My wife was lying in bed, her night light on, the damned balloon tied to it. Our daughter was lying next to her, and they were both grinning up at me like a couple of possums chewing on candy.
I ignored them both, lay down with my back to them, switched on my reading light and started back on Lovecraft.
"Daddy."
I sighed. Oh, well. Here it comes. "What?"
"Will you protect us from the balloon burglars?" I didn't answer.
"Daddy, I saw a plastic bag on the front porch. I'm scared." They were both sniggering by now.
My wife chimed in. "Mary, if you have to write a paragraph in class tomorrow, you have a great topic. Write about how your daddy defended us from the Horrible Birthday Balloon. Tell everybody in class that the world's a safer place now, thanks to daddy."

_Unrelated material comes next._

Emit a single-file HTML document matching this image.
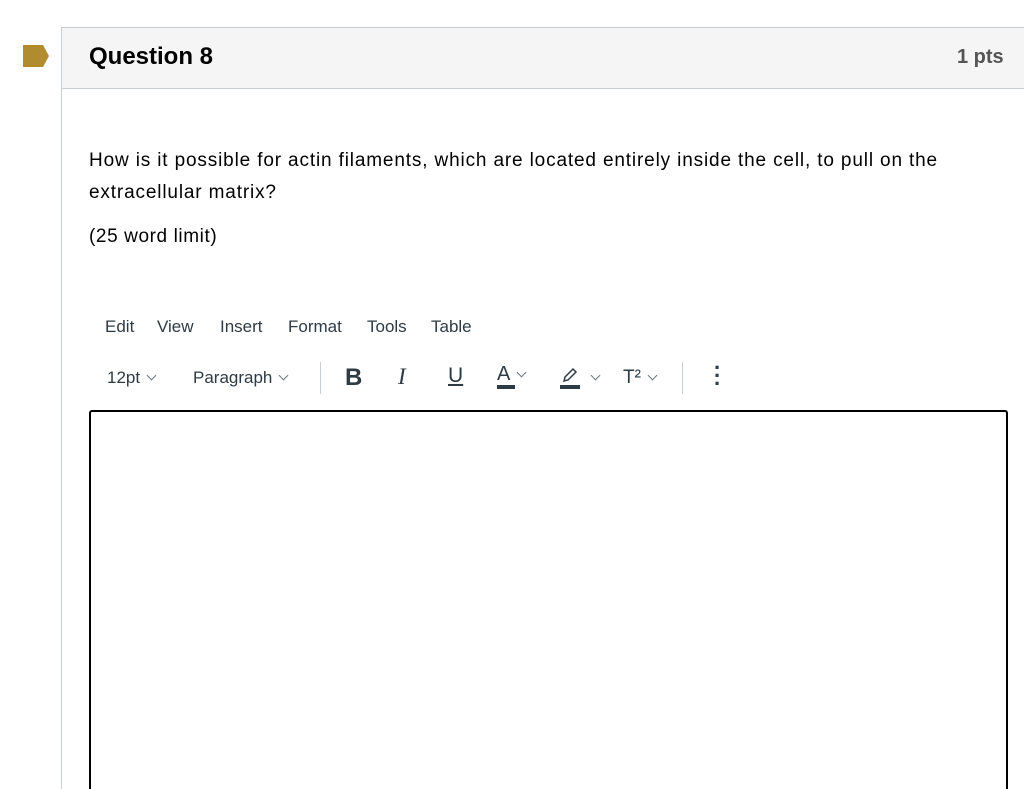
<!DOCTYPE html>
<html style="overflow:hidden;height:789px"><head><style>
body{margin:0;width:1024px;height:789px;overflow:hidden;background:#fff;font-family:"Liberation Sans",sans-serif;color:#2d3b45;position:relative}
.panel{position:absolute;left:61px;top:27px;width:1000px;height:762px;border:1px solid #c7cdd1;border-bottom:none;box-sizing:border-box}
.hdr{position:absolute;left:62px;top:28px;width:962px;height:60px;background:#f5f5f5;border-bottom:1px solid #c7cdd1}
.t{position:absolute;white-space:nowrap}
.chev{display:inline-block;width:6px;height:6px;border-right:1px solid #6b7780;border-bottom:1px solid #6b7780;transform:rotate(45deg);margin:0 0 4px 8px}
.m{position:absolute;top:317px;font-size:17px}
</style></head><body>
<svg style="position:absolute;left:23px;top:45px" width="26" height="22"><polygon points="0,0 20,0 26,11 20,22 0,22" fill="#b08c2e"/></svg>
<div class="panel"></div>
<div class="hdr"></div>
<div class="t" style="left:89px;top:43px;font-size:24px;font-weight:bold;color:#000">Question 8</div>
<div class="t" style="left:957px;top:46px;font-size:20px;font-weight:bold;color:#555">1 pts</div>
<div class="t" style="left:89px;top:145px;font-size:19px;line-height:32px;color:#000;letter-spacing:0.85px">How is it possible for actin filaments, which are located entirely inside the cell, to pull on the<br>extracellular matrix?</div>
<div class="t" style="left:89px;top:226px;font-size:19px;color:#000;letter-spacing:0.6px">(25 word limit)</div>
<div class="m" style="left:105px">Edit</div>
<div class="m" style="left:157px">View</div>
<div class="m" style="left:220px">Insert</div>
<div class="m" style="left:288px">Format</div>
<div class="m" style="left:367px">Tools</div>
<div class="m" style="left:431px">Table</div>
<div class="t" style="left:107px;top:368px;font-size:17px">12pt<span class="chev"></span></div>
<div class="t" style="left:193px;top:368px;font-size:17px">Paragraph<span class="chev"></span></div>
<div style="position:absolute;left:320px;top:362px;width:1px;height:32px;background:#c7cdd1"></div>
<div class="t" style="left:345px;top:364px;font-size:24px;font-weight:bold">B</div>
<div class="t" style="left:398px;top:364px;font-size:23px;font-style:italic;font-family:'Liberation Serif',serif">I</div>
<div class="t" style="left:448px;top:364px;font-size:21px;text-decoration:underline">U</div>
<div class="t" style="left:497px;top:363px;font-size:20px">A<span class="chev"></span></div>
<div style="position:absolute;left:497px;top:385px;width:18px;height:4px;background:#2d3b45"></div>
<svg style="position:absolute;left:560px;top:366px" width="20" height="18"><path d="M4 15 L5 11 L13 3 L16 6 L8 14 Z" fill="none" stroke="#2d3b45" stroke-width="1.5"/></svg>
<div style="position:absolute;left:560px;top:385px;width:20px;height:4px;background:#2d3b45"></div>
<div class="chev" style="position:absolute;left:584px;top:372px"></div>
<div class="t" style="left:623px;top:367px;font-size:19px">T²<span class="chev"></span></div>
<div style="position:absolute;left:682px;top:362px;width:1px;height:32px;background:#c7cdd1"></div>
<div class="t" style="left:714px;top:364px;font-size:22px;font-weight:bold;line-height:8px;width:5px;text-align:center">·<br>·<br>·</div>
<div style="position:absolute;left:89px;top:410px;width:919px;height:400px;border:2px solid #000;border-bottom:none;border-radius:3px 3px 0 0;box-sizing:border-box"></div>
</body></html>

I stood up and with as much dignity as I could muster said "I'm going to sleep on the couch. You can stay in here and tell jokes to each other all night." They burst out laughing as I trudged silently off to the living room. I spent the rest of the night tossing and turning as Lovecraftian images and black birthday balloons haunted my dreams. Maybe I'll read some lighter fare for a whileStephen King, perhaps, or Edgar Allen Poe. Lovecraft's Great Old Ones will have to wait for a while.